**MATERIAL FOR THIS EXERCISE**

□ □ □

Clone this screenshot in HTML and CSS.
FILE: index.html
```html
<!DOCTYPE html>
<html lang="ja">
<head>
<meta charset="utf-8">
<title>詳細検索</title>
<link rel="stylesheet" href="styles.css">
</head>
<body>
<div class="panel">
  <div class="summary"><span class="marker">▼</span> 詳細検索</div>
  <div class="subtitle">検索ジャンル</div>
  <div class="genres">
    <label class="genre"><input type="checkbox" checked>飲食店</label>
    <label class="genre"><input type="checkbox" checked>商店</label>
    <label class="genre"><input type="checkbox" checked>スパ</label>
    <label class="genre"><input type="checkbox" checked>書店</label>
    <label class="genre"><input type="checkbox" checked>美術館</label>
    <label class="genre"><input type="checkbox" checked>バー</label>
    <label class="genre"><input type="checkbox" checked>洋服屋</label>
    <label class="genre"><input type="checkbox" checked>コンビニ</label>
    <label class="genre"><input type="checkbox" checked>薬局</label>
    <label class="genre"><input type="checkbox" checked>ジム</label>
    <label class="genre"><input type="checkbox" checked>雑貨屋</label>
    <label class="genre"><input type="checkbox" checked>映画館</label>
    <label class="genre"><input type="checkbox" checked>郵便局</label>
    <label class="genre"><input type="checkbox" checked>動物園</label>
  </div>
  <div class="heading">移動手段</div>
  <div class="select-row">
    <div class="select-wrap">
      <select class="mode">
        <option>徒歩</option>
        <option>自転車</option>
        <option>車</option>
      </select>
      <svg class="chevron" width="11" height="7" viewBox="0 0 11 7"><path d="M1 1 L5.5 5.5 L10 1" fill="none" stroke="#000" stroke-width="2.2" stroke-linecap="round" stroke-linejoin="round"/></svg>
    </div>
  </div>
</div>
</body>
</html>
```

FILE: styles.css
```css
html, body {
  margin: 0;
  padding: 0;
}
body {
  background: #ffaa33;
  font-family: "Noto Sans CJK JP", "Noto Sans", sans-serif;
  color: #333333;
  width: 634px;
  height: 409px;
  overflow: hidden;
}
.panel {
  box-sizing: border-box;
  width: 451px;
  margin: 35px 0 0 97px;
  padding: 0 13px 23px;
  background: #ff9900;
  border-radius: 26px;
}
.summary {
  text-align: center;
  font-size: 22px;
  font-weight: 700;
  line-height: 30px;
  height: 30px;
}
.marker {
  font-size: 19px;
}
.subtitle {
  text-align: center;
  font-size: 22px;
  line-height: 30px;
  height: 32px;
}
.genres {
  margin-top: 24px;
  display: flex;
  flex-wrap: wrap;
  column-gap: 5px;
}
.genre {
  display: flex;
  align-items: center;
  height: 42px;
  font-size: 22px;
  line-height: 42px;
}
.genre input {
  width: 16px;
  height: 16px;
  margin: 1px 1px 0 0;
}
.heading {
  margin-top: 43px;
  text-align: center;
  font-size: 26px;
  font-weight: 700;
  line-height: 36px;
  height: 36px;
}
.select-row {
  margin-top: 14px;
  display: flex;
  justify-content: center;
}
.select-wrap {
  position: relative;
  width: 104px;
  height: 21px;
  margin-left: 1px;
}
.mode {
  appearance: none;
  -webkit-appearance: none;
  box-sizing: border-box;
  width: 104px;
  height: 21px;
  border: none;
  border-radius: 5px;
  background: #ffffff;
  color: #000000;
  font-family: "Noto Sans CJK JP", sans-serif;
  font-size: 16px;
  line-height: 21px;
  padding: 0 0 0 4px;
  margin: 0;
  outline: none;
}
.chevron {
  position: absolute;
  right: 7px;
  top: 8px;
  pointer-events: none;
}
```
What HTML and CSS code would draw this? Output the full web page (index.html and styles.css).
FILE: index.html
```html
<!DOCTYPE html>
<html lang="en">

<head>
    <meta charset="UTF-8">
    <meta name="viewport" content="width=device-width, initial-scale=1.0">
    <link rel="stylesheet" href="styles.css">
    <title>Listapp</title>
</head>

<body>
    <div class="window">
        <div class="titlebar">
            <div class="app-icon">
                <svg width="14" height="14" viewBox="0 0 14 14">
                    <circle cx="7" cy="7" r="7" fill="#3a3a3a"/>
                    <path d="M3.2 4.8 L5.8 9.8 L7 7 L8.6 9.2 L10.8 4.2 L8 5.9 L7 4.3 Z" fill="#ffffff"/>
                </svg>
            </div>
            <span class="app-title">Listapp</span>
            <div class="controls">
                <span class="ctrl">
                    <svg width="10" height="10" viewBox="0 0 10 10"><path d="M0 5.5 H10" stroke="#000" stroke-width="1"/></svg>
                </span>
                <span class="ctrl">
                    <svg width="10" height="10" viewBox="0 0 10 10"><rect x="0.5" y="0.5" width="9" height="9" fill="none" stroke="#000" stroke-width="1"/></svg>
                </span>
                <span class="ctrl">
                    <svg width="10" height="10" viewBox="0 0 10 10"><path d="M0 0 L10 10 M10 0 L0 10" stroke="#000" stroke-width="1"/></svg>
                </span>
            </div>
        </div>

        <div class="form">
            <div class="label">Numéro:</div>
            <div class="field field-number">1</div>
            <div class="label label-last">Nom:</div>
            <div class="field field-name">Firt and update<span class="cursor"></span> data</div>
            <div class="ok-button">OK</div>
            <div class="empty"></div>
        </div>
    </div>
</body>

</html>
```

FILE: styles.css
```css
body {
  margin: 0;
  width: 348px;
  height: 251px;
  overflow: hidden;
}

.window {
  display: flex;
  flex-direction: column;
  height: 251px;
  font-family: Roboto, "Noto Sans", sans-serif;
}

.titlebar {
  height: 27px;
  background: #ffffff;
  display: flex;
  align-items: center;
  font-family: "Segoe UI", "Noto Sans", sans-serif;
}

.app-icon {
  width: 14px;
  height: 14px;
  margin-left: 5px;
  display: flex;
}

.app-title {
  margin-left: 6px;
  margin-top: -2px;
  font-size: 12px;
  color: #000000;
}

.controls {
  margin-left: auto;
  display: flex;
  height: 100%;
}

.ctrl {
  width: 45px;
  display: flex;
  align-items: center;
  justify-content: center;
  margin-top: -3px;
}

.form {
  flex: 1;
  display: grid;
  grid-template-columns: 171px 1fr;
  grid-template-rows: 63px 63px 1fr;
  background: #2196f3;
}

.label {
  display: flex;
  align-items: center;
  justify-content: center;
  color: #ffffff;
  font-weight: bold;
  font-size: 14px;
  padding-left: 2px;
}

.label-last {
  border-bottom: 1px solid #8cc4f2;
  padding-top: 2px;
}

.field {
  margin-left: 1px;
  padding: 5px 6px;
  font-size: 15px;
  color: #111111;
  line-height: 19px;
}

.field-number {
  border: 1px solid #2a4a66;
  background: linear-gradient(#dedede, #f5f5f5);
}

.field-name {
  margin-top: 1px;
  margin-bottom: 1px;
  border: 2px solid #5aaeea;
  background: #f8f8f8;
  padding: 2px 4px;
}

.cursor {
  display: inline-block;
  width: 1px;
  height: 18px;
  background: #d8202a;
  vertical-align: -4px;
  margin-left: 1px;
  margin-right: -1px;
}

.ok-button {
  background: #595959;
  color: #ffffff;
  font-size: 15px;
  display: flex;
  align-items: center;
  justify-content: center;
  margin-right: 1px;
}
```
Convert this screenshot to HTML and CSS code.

□ □ □

Copy every line exactly. Leave nothing out.

Clone this screenshot in HTML and CSS.
FILE: index.html
```html
<!DOCTYPE html>
<html lang="ja">
<head>
<meta charset="utf-8">
<title>詳細検索</title>
<link rel="stylesheet" href="styles.css">
</head>
<body>
<div class="panel">
  <div class="summary"><span class="marker">▼</span> 詳細検索</div>
  <div class="subtitle">検索ジャンル</div>
  <div class="genres">
    <label class="genre"><input type="checkbox" checked>飲食店</label>
    <label class="genre"><input type="checkbox" checked>商店</label>
    <label class="genre"><input type="checkbox" checked>スパ</label>
    <label class="genre"><input type="checkbox" checked>書店</label>
    <label class="genre"><input type="checkbox" checked>美術館</label>
    <label class="genre"><input type="checkbox" checked>バー</label>
    <label class="genre"><input type="checkbox" checked>洋服屋</label>
    <label class="genre"><input type="checkbox" checked>コンビニ</label>
    <label class="genre"><input type="checkbox" checked>薬局</label>
    <label class="genre"><input type="checkbox" checked>ジム</label>
    <label class="genre"><input type="checkbox" checked>雑貨屋</label>
    <label class="genre"><input type="checkbox" checked>映画館</label>
    <label class="genre"><input type="checkbox" checked>郵便局</label>
    <label class="genre"><input type="checkbox" checked>動物園</label>
  </div>
  <div class="heading">移動手段</div>
  <div class="select-row">
    <div class="select-wrap">
      <select class="mode">
        <option>徒歩</option>
        <option>自転車</option>
        <option>車</option>
      </select>
      <svg class="chevron" width="11" height="7" viewBox="0 0 11 7"><path d="M1 1 L5.5 5.5 L10 1" fill="none" stroke="#000" stroke-width="2.2" stroke-linecap="round" stroke-linejoin="round"/></svg>
    </div>
  </div>
</div>
</body>
</html>
```

FILE: styles.css
```css
html, body {
  margin: 0;
  padding: 0;
}
body {
  background: #ffaa33;
  font-family: "Noto Sans CJK JP", "Noto Sans", sans-serif;
  color: #333333;
  width: 634px;
  height: 409px;
  overflow: hidden;
}
.panel {
  box-sizing: border-box;
  width: 451px;
  margin: 35px 0 0 97px;
  padding: 0 13px 23px;
  background: #ff9900;
  border-radius: 26px;
}
.summary {
  text-align: center;
  font-size: 22px;
  font-weight: 700;
  line-height: 30px;
  height: 30px;
}
.marker {
  font-size: 19px;
}
.subtitle {
  text-align: center;
  font-size: 22px;
  line-height: 30px;
  height: 32px;
}
.genres {
  margin-top: 24px;
  display: flex;
  flex-wrap: wrap;
  column-gap: 5px;
}
.genre {
  display: flex;
  align-items: center;
  height: 42px;
  font-size: 22px;
  line-height: 42px;
}
.genre input {
  width: 16px;
  height: 16px;
  margin: 1px 1px 0 0;
}
.heading {
  margin-top: 43px;
  text-align: center;
  font-size: 26px;
  font-weight: 700;
  line-height: 36px;
  height: 36px;
}
.select-row {
  margin-top: 14px;
  display: flex;
  justify-content: center;
}
.select-wrap {
  position: relative;
  width: 104px;
  height: 21px;
  margin-left: 1px;
}
.mode {
  appearance: none;
  -webkit-appearance: none;
  box-sizing: border-box;
  width: 104px;
  height: 21px;
  border: none;
  border-radius: 5px;
  background: #ffffff;
  color: #000000;
  font-family: "Noto Sans CJK JP", sans-serif;
  font-size: 16px;
  line-height: 21px;
  padding: 0 0 0 4px;
  margin: 0;
  outline: none;
}
.chevron {
  position: absolute;
  right: 7px;
  top: 8px;
  pointer-events: none;
}
```
What HTML and CSS code would draw this? Output the full web page (index.html and styles.css).
FILE: index.html
```html
<!DOCTYPE html>
<html lang="en">

<head>
    <meta charset="UTF-8">
    <meta name="viewport" content="width=device-width, initial-scale=1.0">
    <link rel="stylesheet" href="styles.css">
    <title>Listapp</title>
</head>

<body>
    <div class="window">
        <div class="titlebar">
            <div class="app-icon">
                <svg width="14" height="14" viewBox="0 0 14 14">
                    <circle cx="7" cy="7" r="7" fill="#3a3a3a"/>
                    <path d="M3.2 4.8 L5.8 9.8 L7 7 L8.6 9.2 L10.8 4.2 L8 5.9 L7 4.3 Z" fill="#ffffff"/>
                </svg>
            </div>
            <span class="app-title">Listapp</span>
            <div class="controls">
                <span class="ctrl">
                    <svg width="10" height="10" viewBox="0 0 10 10"><path d="M0 5.5 H10" stroke="#000" stroke-width="1"/></svg>
                </span>
                <span class="ctrl">
                    <svg width="10" height="10" viewBox="0 0 10 10"><rect x="0.5" y="0.5" width="9" height="9" fill="none" stroke="#000" stroke-width="1"/></svg>
                </span>
                <span class="ctrl">
                    <svg width="10" height="10" viewBox="0 0 10 10"><path d="M0 0 L10 10 M10 0 L0 10" stroke="#000" stroke-width="1"/></svg>
                </span>
            </div>
        </div>

        <div class="form">
            <div class="label">Numéro:</div>
            <div class="field field-number">1</div>
            <div class="label label-last">Nom:</div>
            <div class="field field-name">Firt and update<span class="cursor"></span> data</div>
            <div class="ok-button">OK</div>
            <div class="empty"></div>
        </div>
    </div>
</body>

</html>
```

FILE: styles.css
```css
body {
  margin: 0;
  width: 348px;
  height: 251px;
  overflow: hidden;
}

.window {
  display: flex;
  flex-direction: column;
  height: 251px;
  font-family: Roboto, "Noto Sans", sans-serif;
}

.titlebar {
  height: 27px;
  background: #ffffff;
  display: flex;
  align-items: center;
  font-family: "Segoe UI", "Noto Sans", sans-serif;
}

.app-icon {
  width: 14px;
  height: 14px;
  margin-left: 5px;
  display: flex;
}

.app-title {
  margin-left: 6px;
  margin-top: -2px;
  font-size: 12px;
  color: #000000;
}

.controls {
  margin-left: auto;
  display: flex;
  height: 100%;
}

.ctrl {
  width: 45px;
  display: flex;
  align-items: center;
  justify-content: center;
  margin-top: -3px;
}

.form {
  flex: 1;
  display: grid;
  grid-template-columns: 171px 1fr;
  grid-template-rows: 63px 63px 1fr;
  background: #2196f3;
}

.label {
  display: flex;
  align-items: center;
  justify-content: center;
  color: #ffffff;
  font-weight: bold;
  font-size: 14px;
  padding-left: 2px;
}

.label-last {
  border-bottom: 1px solid #8cc4f2;
  padding-top: 2px;
}

.field {
  margin-left: 1px;
  padding: 5px 6px;
  font-size: 15px;
  color: #111111;
  line-height: 19px;
}

.field-number {
  border: 1px solid #2a4a66;
  background: linear-gradient(#dedede, #f5f5f5);
}

.field-name {
  margin-top: 1px;
  margin-bottom: 1px;
  border: 2px solid #5aaeea;
  background: #f8f8f8;
  padding: 2px 4px;
}

.cursor {
  display: inline-block;
  width: 1px;
  height: 18px;
  background: #d8202a;
  vertical-align: -4px;
  margin-left: 1px;
  margin-right: -1px;
}

.ok-button {
  background: #595959;
  color: #ffffff;
  font-size: 15px;
  display: flex;
  align-items: center;
  justify-content: center;
  margin-right: 1px;
}
```
Convert this screenshot to HTML and CSS code.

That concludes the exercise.